From the telegram, kiwifarms is back up at kiwifarms.top - in addition to the onion address. Their new IP seems to be from orcatech/vanwatech, who host 8kun - 8kun had trouble during the jan 6th hearings.

In a featured post, Josh is locking the threads of keffals and associates, and asking people to leave them alone for the moment. User responses range from "well, that sucks" to "yes, sir" to "probably the best move at the moment". Probably partially cope, but none of them want the farms to go down every two days.

Yesterday a discussion about this pitted "blocking some keffals posts strategically" vs "that's giving into the leviathan, never flinch, it's what they want". Ignoring the political violence detour, josh's probably making the right choice - and probably should've done something like it days ago. I'd still prefer lighter (very strict wordfilter? banning doxxing/anything implying violence or doxxing but allowing any other posts?) restrictions a week ago to banning the thread outright a week ago ... but if that wouldn't have worked, temporarily lock the thread outright might've saved the rest of the site.

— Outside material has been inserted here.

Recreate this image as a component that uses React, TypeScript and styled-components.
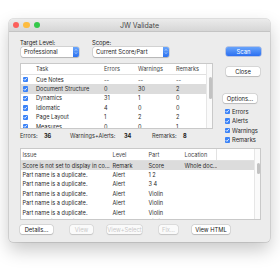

Speaking purely in abstract and putting morality aside for a moment, the correct strategic move in all-out war (and the move the 4chan of old would've taken) would be to utterly destroy keffals under a barrage of pizza, dildos and boxes of printer paper, as an example to all. But it seems there isn't the stomach for such things anymore, even on the farms. Has even the sharper side of the internet softened over time, or was this something you could only get away with before authorities learned about the internet? Or before everything was so centralised? Why would that have happened then but not now?

Even in the “good old days”, incidents like that were relatively rare.

Modern cancel culture is, on average, far more vicious and with far more lasting impacts on people’s lives, compared to what the old internet used to dish out.